Your instructions — Transcribe all of the material exactly, except for its pictures.

Input for this task —

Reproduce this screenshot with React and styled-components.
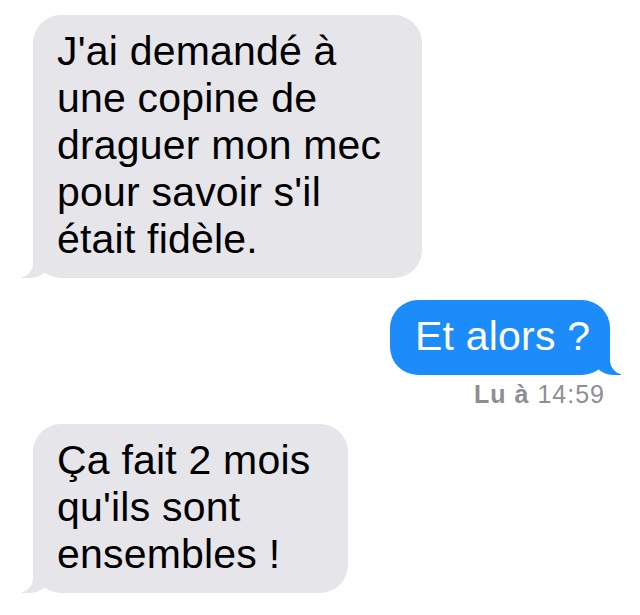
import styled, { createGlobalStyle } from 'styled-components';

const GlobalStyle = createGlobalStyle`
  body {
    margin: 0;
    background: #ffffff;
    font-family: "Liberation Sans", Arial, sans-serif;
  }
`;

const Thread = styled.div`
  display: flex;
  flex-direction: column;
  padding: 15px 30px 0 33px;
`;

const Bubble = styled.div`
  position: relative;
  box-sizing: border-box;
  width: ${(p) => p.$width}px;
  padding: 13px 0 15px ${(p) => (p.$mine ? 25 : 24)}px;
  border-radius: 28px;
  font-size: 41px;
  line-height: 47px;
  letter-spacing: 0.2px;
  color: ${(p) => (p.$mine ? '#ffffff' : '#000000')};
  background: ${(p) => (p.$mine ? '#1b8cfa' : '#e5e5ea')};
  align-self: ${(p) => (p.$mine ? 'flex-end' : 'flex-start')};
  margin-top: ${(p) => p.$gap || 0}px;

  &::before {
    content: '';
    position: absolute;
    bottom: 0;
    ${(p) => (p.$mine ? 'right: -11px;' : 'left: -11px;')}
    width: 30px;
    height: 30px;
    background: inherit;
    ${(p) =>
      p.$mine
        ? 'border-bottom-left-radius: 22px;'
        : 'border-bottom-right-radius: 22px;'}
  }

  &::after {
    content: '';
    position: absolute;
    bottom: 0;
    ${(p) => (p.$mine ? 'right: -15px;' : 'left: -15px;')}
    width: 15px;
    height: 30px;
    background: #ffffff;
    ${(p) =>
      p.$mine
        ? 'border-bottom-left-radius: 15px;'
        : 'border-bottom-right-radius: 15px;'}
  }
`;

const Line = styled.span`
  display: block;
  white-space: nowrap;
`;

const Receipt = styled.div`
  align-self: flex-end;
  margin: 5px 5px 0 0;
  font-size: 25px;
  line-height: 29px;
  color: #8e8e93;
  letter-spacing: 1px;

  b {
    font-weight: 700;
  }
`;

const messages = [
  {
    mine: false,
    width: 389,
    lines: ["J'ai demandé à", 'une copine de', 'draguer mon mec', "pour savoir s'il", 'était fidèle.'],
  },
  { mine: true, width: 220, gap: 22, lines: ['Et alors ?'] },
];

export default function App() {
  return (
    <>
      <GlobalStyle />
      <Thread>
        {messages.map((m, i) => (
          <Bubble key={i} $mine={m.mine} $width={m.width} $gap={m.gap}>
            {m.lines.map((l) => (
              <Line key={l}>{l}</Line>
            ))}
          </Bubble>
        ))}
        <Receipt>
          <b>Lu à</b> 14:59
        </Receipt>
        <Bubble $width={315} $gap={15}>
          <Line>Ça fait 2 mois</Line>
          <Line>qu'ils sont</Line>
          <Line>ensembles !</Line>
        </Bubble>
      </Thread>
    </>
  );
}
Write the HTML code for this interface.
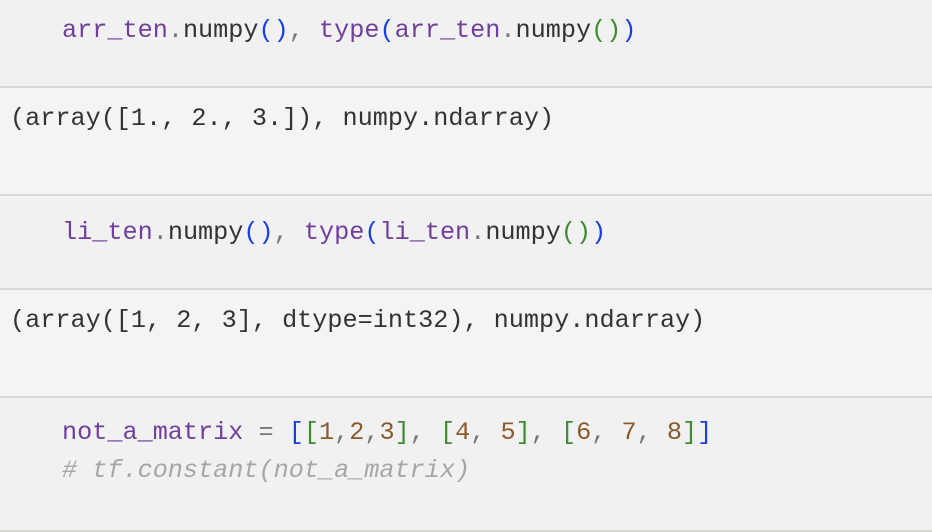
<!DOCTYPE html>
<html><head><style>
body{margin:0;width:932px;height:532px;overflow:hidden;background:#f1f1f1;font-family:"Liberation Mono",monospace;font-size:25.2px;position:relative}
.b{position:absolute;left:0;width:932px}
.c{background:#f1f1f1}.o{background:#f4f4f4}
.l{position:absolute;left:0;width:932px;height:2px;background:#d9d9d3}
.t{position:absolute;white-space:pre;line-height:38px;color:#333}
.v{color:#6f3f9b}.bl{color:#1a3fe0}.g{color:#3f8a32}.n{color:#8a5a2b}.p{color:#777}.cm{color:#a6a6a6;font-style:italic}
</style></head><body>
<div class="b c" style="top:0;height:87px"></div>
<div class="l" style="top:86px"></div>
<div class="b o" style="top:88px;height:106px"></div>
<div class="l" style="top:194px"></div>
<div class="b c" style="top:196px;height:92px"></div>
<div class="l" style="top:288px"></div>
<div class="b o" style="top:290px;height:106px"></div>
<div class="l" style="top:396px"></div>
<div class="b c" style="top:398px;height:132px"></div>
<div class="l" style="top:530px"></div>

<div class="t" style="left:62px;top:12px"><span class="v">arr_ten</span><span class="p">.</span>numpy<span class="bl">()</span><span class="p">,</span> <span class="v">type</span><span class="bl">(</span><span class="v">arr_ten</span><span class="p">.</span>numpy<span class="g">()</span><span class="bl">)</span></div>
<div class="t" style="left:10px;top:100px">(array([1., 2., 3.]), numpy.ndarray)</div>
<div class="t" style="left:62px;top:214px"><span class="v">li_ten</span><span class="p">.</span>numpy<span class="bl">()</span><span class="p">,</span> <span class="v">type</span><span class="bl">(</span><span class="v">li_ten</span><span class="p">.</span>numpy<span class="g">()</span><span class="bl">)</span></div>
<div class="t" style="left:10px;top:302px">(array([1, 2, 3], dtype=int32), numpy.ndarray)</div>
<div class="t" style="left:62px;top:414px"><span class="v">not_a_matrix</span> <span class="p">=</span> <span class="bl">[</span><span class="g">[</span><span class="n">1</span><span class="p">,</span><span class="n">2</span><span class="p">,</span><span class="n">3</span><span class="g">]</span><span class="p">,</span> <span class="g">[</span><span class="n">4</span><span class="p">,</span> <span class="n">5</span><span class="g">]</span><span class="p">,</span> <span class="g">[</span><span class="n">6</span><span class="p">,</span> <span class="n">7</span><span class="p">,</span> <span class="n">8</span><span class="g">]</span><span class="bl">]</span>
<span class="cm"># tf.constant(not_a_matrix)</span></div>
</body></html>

In response —
Reproduce this screenshot with React and styled-components.
import styled, { createGlobalStyle } from 'styled-components';

const GlobalStyle = createGlobalStyle`
  body {
    margin: 0;
    background: #ffffff;
    font-family: "Liberation Sans", Arial, sans-serif;
  }
`;

const Thread = styled.div`
  display: flex;
  flex-direction: column;
  padding: 15px 30px 0 33px;
`;

const Bubble = styled.div`
  position: relative;
  box-sizing: border-box;
  width: ${(p) => p.$width}px;
  padding: 13px 0 15px ${(p) => (p.$mine ? 25 : 24)}px;
  border-radius: 28px;
  font-size: 41px;
  line-height: 47px;
  letter-spacing: 0.2px;
  color: ${(p) => (p.$mine ? '#ffffff' : '#000000')};
  background: ${(p) => (p.$mine ? '#1b8cfa' : '#e5e5ea')};
  align-self: ${(p) => (p.$mine ? 'flex-end' : 'flex-start')};
  margin-top: ${(p) => p.$gap || 0}px;

  &::before {
    content: '';
    position: absolute;
    bottom: 0;
    ${(p) => (p.$mine ? 'right: -11px;' : 'left: -11px;')}
    width: 30px;
    height: 30px;
    background: inherit;
    ${(p) =>
      p.$mine
        ? 'border-bottom-left-radius: 22px;'
        : 'border-bottom-right-radius: 22px;'}
  }

  &::after {
    content: '';
    position: absolute;
    bottom: 0;
    ${(p) => (p.$mine ? 'right: -15px;' : 'left: -15px;')}
    width: 15px;
    height: 30px;
    background: #ffffff;
    ${(p) =>
      p.$mine
        ? 'border-bottom-left-radius: 15px;'
        : 'border-bottom-right-radius: 15px;'}
  }
`;

const Line = styled.span`
  display: block;
  white-space: nowrap;
`;

const Receipt = styled.div`
  align-self: flex-end;
  margin: 5px 5px 0 0;
  font-size: 25px;
  line-height: 29px;
  color: #8e8e93;
  letter-spacing: 1px;

  b {
    font-weight: 700;
  }
`;

const messages = [
  {
    mine: false,
    width: 389,
    lines: ["J'ai demandé à", 'une copine de', 'draguer mon mec', "pour savoir s'il", 'était fidèle.'],
  },
  { mine: true, width: 220, gap: 22, lines: ['Et alors ?'] },
];

export default function App() {
  return (
    <>
      <GlobalStyle />
      <Thread>
        {messages.map((m, i) => (
          <Bubble key={i} $mine={m.mine} $width={m.width} $gap={m.gap}>
            {m.lines.map((l) => (
              <Line key={l}>{l}</Line>
            ))}
          </Bubble>
        ))}
        <Receipt>
          <b>Lu à</b> 14:59
        </Receipt>
        <Bubble $width={315} $gap={15}>
          <Line>Ça fait 2 mois</Line>
          <Line>qu'ils sont</Line>
          <Line>ensembles !</Line>
        </Bubble>
      </Thread>
    </>
  );
}
Write the HTML code for this interface.
<!DOCTYPE html>
<html><head><style>
body{margin:0;width:932px;height:532px;overflow:hidden;background:#f1f1f1;font-family:"Liberation Mono",monospace;font-size:25.2px;position:relative}
.b{position:absolute;left:0;width:932px}
.c{background:#f1f1f1}.o{background:#f4f4f4}
.l{position:absolute;left:0;width:932px;height:2px;background:#d9d9d3}
.t{position:absolute;white-space:pre;line-height:38px;color:#333}
.v{color:#6f3f9b}.bl{color:#1a3fe0}.g{color:#3f8a32}.n{color:#8a5a2b}.p{color:#777}.cm{color:#a6a6a6;font-style:italic}
</style></head><body>
<div class="b c" style="top:0;height:87px"></div>
<div class="l" style="top:86px"></div>
<div class="b o" style="top:88px;height:106px"></div>
<div class="l" style="top:194px"></div>
<div class="b c" style="top:196px;height:92px"></div>
<div class="l" style="top:288px"></div>
<div class="b o" style="top:290px;height:106px"></div>
<div class="l" style="top:396px"></div>
<div class="b c" style="top:398px;height:132px"></div>
<div class="l" style="top:530px"></div>

<div class="t" style="left:62px;top:12px"><span class="v">arr_ten</span><span class="p">.</span>numpy<span class="bl">()</span><span class="p">,</span> <span class="v">type</span><span class="bl">(</span><span class="v">arr_ten</span><span class="p">.</span>numpy<span class="g">()</span><span class="bl">)</span></div>
<div class="t" style="left:10px;top:100px">(array([1., 2., 3.]), numpy.ndarray)</div>
<div class="t" style="left:62px;top:214px"><span class="v">li_ten</span><span class="p">.</span>numpy<span class="bl">()</span><span class="p">,</span> <span class="v">type</span><span class="bl">(</span><span class="v">li_ten</span><span class="p">.</span>numpy<span class="g">()</span><span class="bl">)</span></div>
<div class="t" style="left:10px;top:302px">(array([1, 2, 3], dtype=int32), numpy.ndarray)</div>
<div class="t" style="left:62px;top:414px"><span class="v">not_a_matrix</span> <span class="p">=</span> <span class="bl">[</span><span class="g">[</span><span class="n">1</span><span class="p">,</span><span class="n">2</span><span class="p">,</span><span class="n">3</span><span class="g">]</span><span class="p">,</span> <span class="g">[</span><span class="n">4</span><span class="p">,</span> <span class="n">5</span><span class="g">]</span><span class="p">,</span> <span class="g">[</span><span class="n">6</span><span class="p">,</span> <span class="n">7</span><span class="p">,</span> <span class="n">8</span><span class="g">]</span><span class="bl">]</span>
<span class="cm"># tf.constant(not_a_matrix)</span></div>
</body></html>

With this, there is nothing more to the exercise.